TASK STATEMENT
Search the data below for the string "Write". Extract every line that contains it.

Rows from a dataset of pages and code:
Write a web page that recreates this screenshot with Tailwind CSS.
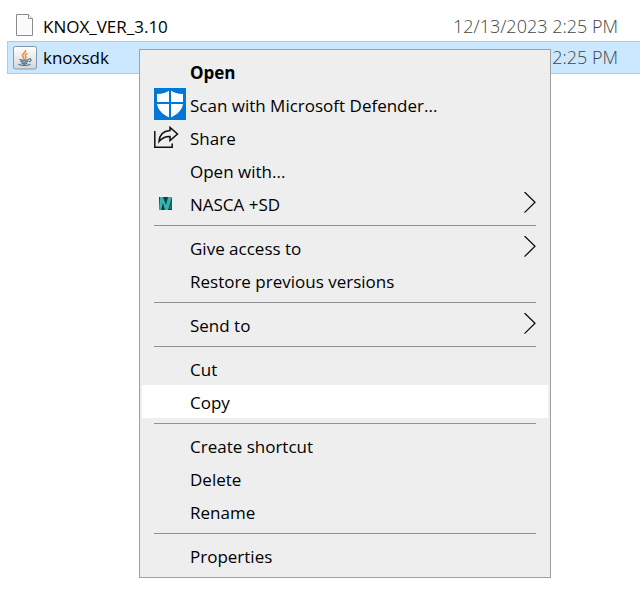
<!DOCTYPE html>
<html lang="en">
<head>
<meta charset="utf-8">
<meta name="viewport" content="width=device-width, initial-scale=1">
<title>Files</title>
<script src="https://cdn.jsdelivr.net/npm/@tailwindcss/browser@4"></script>
</head>
<body class="relative min-h-screen bg-white pt-[9px] pl-[7px] font-['Open_Sans','Noto_Sans',sans-serif] text-[17px] leading-[35px] text-black">

<table class="w-full border-separate border-spacing-0">
  <tbody>
    <tr>
      <td class="h-8 p-0 pl-2">
        <div class="flex h-8 items-start">
          <svg class="mt-1 h-6 w-7 shrink-0" viewBox="0 0 28 24" aria-hidden="true">
            <path d="M1.500 1.500H13.500L17.500 5.500V22.500H1.500Z" fill="#fbfbfb" stroke="#8c8c8c"/>
            <path d="M13.500 1.500V5.500H17.500" fill="#fff" stroke="#8c8c8c"/>
          </svg>
          <span>KNOX_VER_3.10</span>
        </div>
      </td>
      <td class="p-0 pr-[22px] text-right text-[18px] font-light text-[#444]"><div class="h-8">12/13/2023 2:25 PM</div></td>
    </tr>
    <tr class="bg-[#cce8ff]">
      <td class="border-y border-l border-[#99d1ff] p-0 pl-[5px]">
        <div class="flex h-[31px] items-center gap-[6px]">
          <svg class="size-6 shrink-0" viewBox="0 0 24 24" aria-hidden="true">
            <defs><linearGradient id="tile" x2="0" y2="1"><stop stop-color="#fff"/><stop offset="1" stop-color="#d3d6d9"/></linearGradient></defs>
            <rect x=".5" y=".5" width="23" height="22.500" rx="2" fill="url(#tile)" stroke="#8797a5"/>
            <path d="M12.500 4C13.500 6.500 9 7.500 9.500 9.500C9.700 11 11 11.500 11 13M14.500 7.500C12 8.500 11.800 9.500 12.800 10.800C13.200 11.500 13 12 12.500 12.800" fill="none" stroke="#ef8a35" stroke-width="1.500"/>
            <path d="M6.500 13.200C6.500 14.500 15.500 14.300 16 13.200M7.500 15.300C9 16.300 13.500 16.300 15 15.300M8.500 17.200C10 18 13 17.800 14.200 17.200M15.800 12.800C19 12.300 18.500 15.300 15.800 16M5.500 18.200C7 19.900 16 19.700 17.500 18.200" fill="none" stroke="#3f6d90" stroke-width="1.200"/>
          </svg>
          <span>knoxsdk</span>
        </div>
      </td>
      <td class="border-y border-[#99d1ff] p-0 pr-[22px] text-right text-[18px] font-light text-[#444]"><div class="flex h-[31px] items-center justify-end">12/13/2023 2:25 PM</div></td>
    </tr>
  </tbody>
</table>

<div role="menu" aria-label="File actions" class="absolute top-[49px] left-[139px] flex w-[412px] flex-col border border-[#a0a0a0] bg-[#eeeeee] px-[2px] py-[5px]">
  <button role="menuitem" class="flex h-[33px] items-start pr-3 pl-12 font-bold hover:bg-white">Open</button>
  <button role="menuitem" class="flex h-[33px] items-start gap-1 pr-3 pl-3 hover:bg-white">
    <svg class="size-8 shrink-0" viewBox="0 0 32 32" aria-hidden="true">
      <rect width="32" height="32" fill="#0078d7"/>
      <path d="M16 2C12.500 4.700 8 6 3 6V14.500C3 21.500 8.500 26.500 16 30C23.500 26.500 29 21.500 29 14.500V6C24 6 19.500 4.700 16 2Z" fill="#fff"/>
      <path d="M16 1V31M2 15H30" stroke="#0078d7" stroke-width="2"/>
    </svg>
    <span>Scan with Microsoft Defender...</span>
  </button>
  <button role="menuitem" class="flex h-[33px] items-start gap-1 pr-3 pl-3 hover:bg-white">
    <svg class="size-8 shrink-0" viewBox="0 0 32 32" fill="none" stroke="#111" stroke-width="1.500" aria-hidden="true">
      <path d="M.8 10V26.200H18.200V22.500"/>
      <path d="M5 20.500C5.500 13 9 10 16 9.500V6.500L23.500 13L16 19.500V15.500C11 15.300 8 17 5 20.500Z"/>
    </svg>
    <span>Share</span>
  </button>
  <button role="menuitem" class="flex h-[33px] items-start pr-3 pl-12 hover:bg-white">Open with...</button>
  <button role="menuitem" aria-haspopup="menu" class="flex h-[33px] items-start gap-1 pr-3 pl-3 hover:bg-white">
    <svg class="size-8 shrink-0" viewBox="0 0 32 32" aria-hidden="true">
      <rect x="5" y="10" width="13" height="13" fill="#12384b"/>
      <path d="M6 10H9L12 18L14 10H18L14 23H11L9 16L7 23H5Z" fill="#36b5aa"/>
      <path d="M15 22L17.500 13V22Z" fill="#227c80"/>
    </svg>
    <span>NASCA +SD</span>
    <svg class="mt-[5px] ml-auto h-6 w-3 shrink-0" viewBox="0 0 12 24" fill="none" stroke="#111" stroke-width="1.300" aria-hidden="true"><path d="M.5 0L11 10.300L.5 20.600"/></svg>
  </button>
  <hr class="mx-3 my-[5px] border-[#919191]">
  <button role="menuitem" aria-haspopup="menu" class="flex h-[33px] items-start pr-3 pl-12 hover:bg-white">
    <span>Give access to</span>
    <svg class="mt-[5px] ml-auto h-6 w-3 shrink-0" viewBox="0 0 12 24" fill="none" stroke="#111" stroke-width="1.300" aria-hidden="true"><path d="M.5 0L11 10.300L.5 20.600"/></svg>
  </button>
  <button role="menuitem" class="flex h-[33px] items-start pr-3 pl-12 hover:bg-white">Restore previous versions</button>
  <hr class="mx-3 my-[5px] border-[#919191]">
  <button role="menuitem" aria-haspopup="menu" class="flex h-[33px] items-start pr-3 pl-12 hover:bg-white">
    <span>Send to</span>
    <svg class="mt-[5px] ml-auto h-6 w-3 shrink-0" viewBox="0 0 12 24" fill="none" stroke="#111" stroke-width="1.300" aria-hidden="true"><path d="M.5 0L11 10.300L.5 20.600"/></svg>
  </button>
  <hr class="mx-3 my-[5px] border-[#919191]">
  <button role="menuitem" class="flex h-[33px] items-start pr-3 pl-12 hover:bg-white">Cut</button>
  <button role="menuitem" class="flex h-[33px] items-start bg-white pr-3 pl-12">Copy</button>
  <hr class="mx-3 my-[5px] border-[#919191]">
  <button role="menuitem" class="flex h-[33px] items-start pr-3 pl-12 hover:bg-white">Create shortcut</button>
  <button role="menuitem" class="flex h-[33px] items-start pr-3 pl-12 hover:bg-white">Delete</button>
  <button role="menuitem" class="flex h-[33px] items-start pr-3 pl-12 hover:bg-white">Rename</button>
  <hr class="mx-3 my-[5px] border-[#919191]">
  <button role="menuitem" class="flex h-[33px] items-start pr-3 pl-12 hover:bg-white">Properties</button>
</div>

</body>
</html>
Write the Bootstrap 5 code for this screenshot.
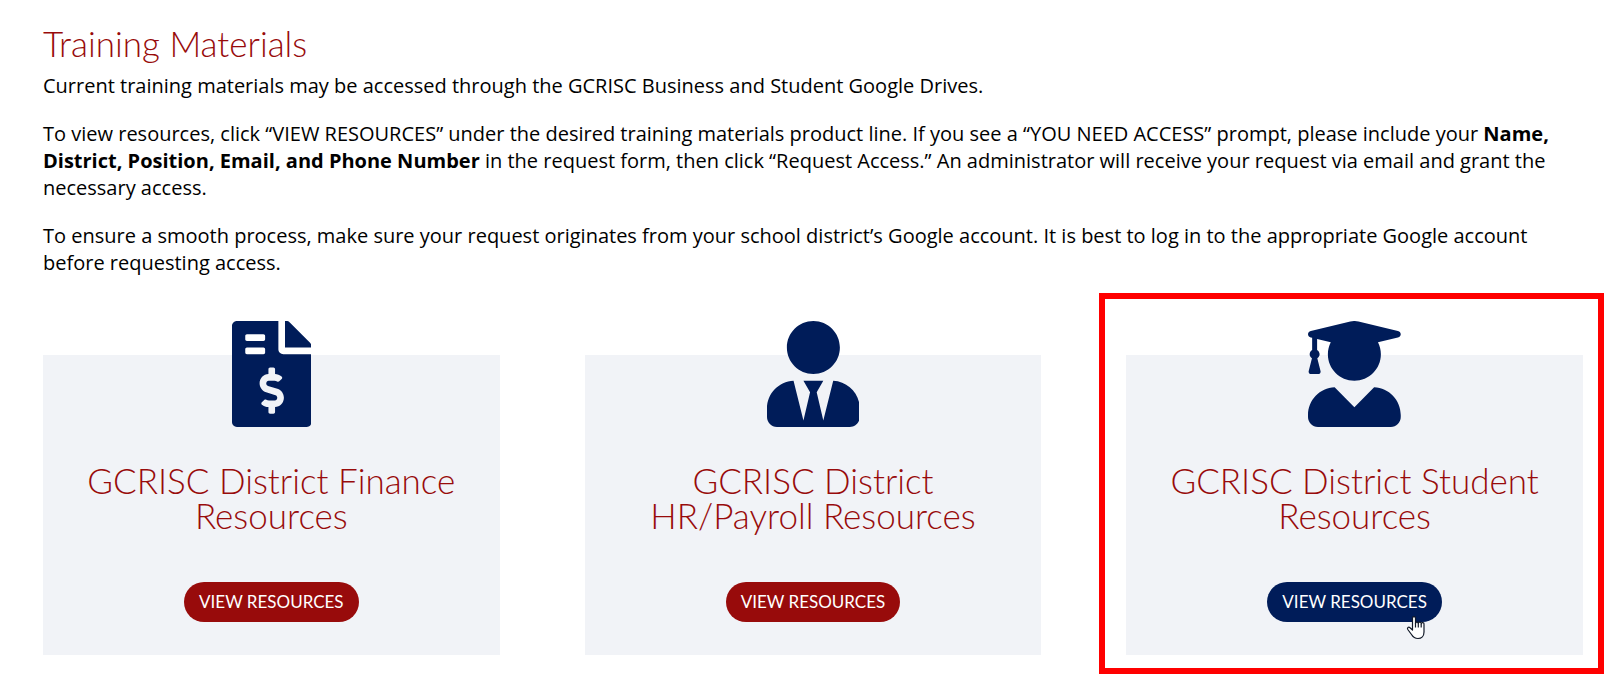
<!DOCTYPE html>
<html lang="en">
<head>
<meta charset="utf-8">
<meta name="viewport" content="width=device-width, initial-scale=1">
<title>Training Materials</title>
<link href="https://cdn.jsdelivr.net/npm/bootstrap@5.3.0/dist/css/bootstrap.min.css" rel="stylesheet">
<style>
  :root { --brand-red: #980b0b; --brand-navy: #001c59; --panel: #f1f3f7; }
  body { font-family: "Open Sans", sans-serif; font-size: 20px; font-weight: 500; line-height: 27px; color: #000; background: #fff; }
  .page { padding: 23px 36px 21px 43px; }
  h1, h2, .btn { font-family: Lato, sans-serif; }
  h1, h2 { color: var(--brand-red); font-weight: 300; font-size: 35px; line-height: 35px; }
  h1 { line-height: 40px; margin-bottom: 9px; }
  p { margin-bottom: 21px; }
  strong { font-weight: 700; }
  .resources { --bs-gutter-x: 85px; --bs-gutter-y: 58px; margin-top: 0; }
  .panel { position: relative; background: var(--panel); padding: 0 32px 33px; }
  .panel svg.icon { height: 106px; margin-top: -34px; margin-bottom: 36px; fill: var(--brand-navy); }
  .panel h2 { margin-bottom: 49px; }
  .btn-view { --bs-btn-color: #fff; --bs-btn-bg: var(--brand-red); --bs-btn-hover-color: #fff; --bs-btn-hover-bg: var(--brand-navy); --bs-btn-border-width: 0; --bs-btn-font-size: 17px; --bs-btn-line-height: 24px; --bs-btn-padding-y: 8px; --bs-btn-padding-x: 15px; }
  .btn-view.hovered { --bs-btn-bg: var(--brand-navy); }
  .highlight { position: absolute; inset: -62px -21px -19px -27px; border: 6px solid #f00; pointer-events: none; }
  .pointer { position: absolute; left: 100%; top: 100%; margin: -7px 0 0 -36px; width: 20px; height: 25px; pointer-events: none; }
</style>
</head>
<body>
<main class="page">
  <h1>Training Materials</h1>
  <p>Current training materials may be accessed through the GCRISC Business and Student Google Drives.</p>
  <p>To view resources, click “VIEW RESOURCES” under the desired training materials product line. If you see a “YOU NEED ACCESS” prompt, please include your <strong>Name, District, Position, Email, and Phone Number</strong> in the request form, then click “Request Access.” An administrator will receive your request via email and grant the necessary access.</p>
  <p>To ensure a smooth process, make sure your request originates from your school district’s Google account. It is best to log in to the appropriate Google account before requesting access.</p>

  <div class="row resources text-center">
    <section class="col-12 col-lg-4">
      <div class="panel h-100 d-flex flex-column align-items-center">
        <svg class="icon" viewBox="0 0 384 512" aria-hidden="true"><path d="M377 105L279.1 7c-4.5-4.5-10.6-7-17-7H256v128h128v-6.1c0-6.3-2.5-12.4-7-16.9zm-153 31V0H24C10.7 0 0 10.7 0 24v464c0 13.3 10.7 24 24 24h336c13.3 0 24-10.7 24-24V160H248c-13.2 0-24-10.8-24-24zM64 72c0-4.42 3.58-8 8-8h80c4.42 0 8 3.58 8 8v16c0 4.42-3.58 8-8 8H72c-4.42 0-8-3.58-8-8V72zm0 80v-16c0-4.42 3.58-8 8-8h80c4.42 0 8 3.58 8 8v16c0 4.42-3.58 8-8 8H72c-4.42 0-8-3.58-8-8zm144 263.88V440c0 4.42-3.58 8-8 8h-16c-4.42 0-8-3.58-8-8v-24.29c-11.29-.58-22.27-4.52-31.37-11.35-3.9-2.93-4.1-8.77-.57-12.14l11.75-11.21c2.77-2.64 6.89-2.76 10.13-.73 3.87 2.42 8.26 3.72 12.82 3.72h28.11c6.5 0 11.8-5.92 11.8-13.19 0-5.95-3.61-11.19-8.77-12.73l-45-13.5c-18.59-5.58-31.58-23.42-31.58-43.39 0-24.52 19.05-44.44 42.67-45.07V232c0-4.42 3.58-8 8-8h16c4.42 0 8 3.58 8 8v24.29c11.29.58 22.27 4.51 31.37 11.35 3.9 2.93 4.1 8.77.57 12.14l-11.75 11.21c-2.77 2.64-6.89 2.76-10.13.73-3.87-2.43-8.26-3.72-12.82-3.72h-28.11c-6.5 0-11.8 5.92-11.8 13.19 0 5.95 3.61 11.19 8.77 12.73l45 13.5c18.59 5.58 31.58 23.42 31.58 43.39 0 24.53-19.05 44.44-42.67 45.07z"/></svg>
        <h2>GCRISC District Finance Resources</h2>
        <button type="button" class="btn btn-view rounded-pill mt-auto">VIEW RESOURCES</button>
      </div>
    </section>
    <section class="col-12 col-lg-4">
      <div class="panel h-100 d-flex flex-column align-items-center">
        <svg class="icon" viewBox="0 0 448 512" aria-hidden="true"><path d="M224 256c70.7 0 128-57.3 128-128S294.7 0 224 0 96 57.3 96 128s57.3 128 128 128zm95.8 32.6L272 480l-32-136 32-56h-96l32 56-32 136-47.8-191.4C56.9 292 0 350.3 0 422.4V464c0 26.5 21.5 48 48 48h352c26.5 0 48-21.5 48-48v-41.6c0-72.1-56.9-130.4-128.2-133.8z"/></svg>
        <h2>GCRISC District<br>HR/Payroll Resources</h2>
        <button type="button" class="btn btn-view rounded-pill mt-auto">VIEW RESOURCES</button>
      </div>
    </section>
    <section class="col-12 col-lg-4">
      <div class="panel h-100 d-flex flex-column align-items-center">
        <svg class="icon" viewBox="0 0 448 512" aria-hidden="true"><path d="M319.4 320.6L224 416l-95.4-95.4C57.1 323.7 0 382.2 0 454.4v9.6c0 26.5 21.5 48 48 48h352c26.5 0 48-21.5 48-48v-9.6c0-72.2-57.1-130.7-128.6-133.8zM13.6 79.8l6.4 1.5v58.4c-7 4.2-12 11.5-12 20.3 0 8.4 4.6 15.4 11.1 19.7L3.5 242c-1.7 6.9 2.1 14 7.6 14h41.8c5.5 0 9.3-7.1 7.6-14l-15.6-62.3C51.4 175.4 56 168.4 56 160c0-8.8-5-16.1-12-20.3V87.1l66 15.9c-8.6 17.2-14 36.4-14 57 0 70.7 57.3 128 128 128s128-57.3 128-128c0-20.6-5.3-39.8-14-57l96.3-23.2c18.2-4.4 18.2-27.1 0-31.5l-190.4-46c-13-3.1-26.7-3.1-39.7 0L13.6 48.2c-18.1 4.4-18.1 27.2 0 31.6z"/></svg>
        <h2>GCRISC District Student Resources</h2>
        <div class="position-relative mt-auto">
          <button type="button" class="btn btn-view hovered rounded-pill d-block">VIEW RESOURCES</button>
          <svg class="pointer" viewBox="0 0 20 25" aria-hidden="true"><path d="M6.500 15V3.200a1.500 1.500 0 0 1 3 0V8.500a1.400 1.400 0 0 1 2.800 0a1.400 1.400 0 0 1 2.900 .3a1.400 1.400 0 0 1 2.800 .6V17c0 4-2.500 6.500-6 6.500c-3.500 0-5-1.500-6.500-4L1.800 14.500c-1-1.800 .8-3 2.200-1.800z" fill="#fff" stroke="#111827" stroke-width="1.200" stroke-linejoin="round"/><path d="M9.500 8v4.500M12.300 8.500v4M15.200 9v3.500" fill="none" stroke="#111827" stroke-width="1.200"/></svg>
        </div>
        <div class="highlight"></div>
      </div>
    </section>
  </div>
</main>
<script src="https://cdn.jsdelivr.net/npm/bootstrap@5.3.0/dist/js/bootstrap.bundle.min.js"></script>
</body>
</html>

IN RESPONSE
Write a web page that recreates this screenshot with Tailwind CSS.
Write the Bootstrap 5 code for this screenshot.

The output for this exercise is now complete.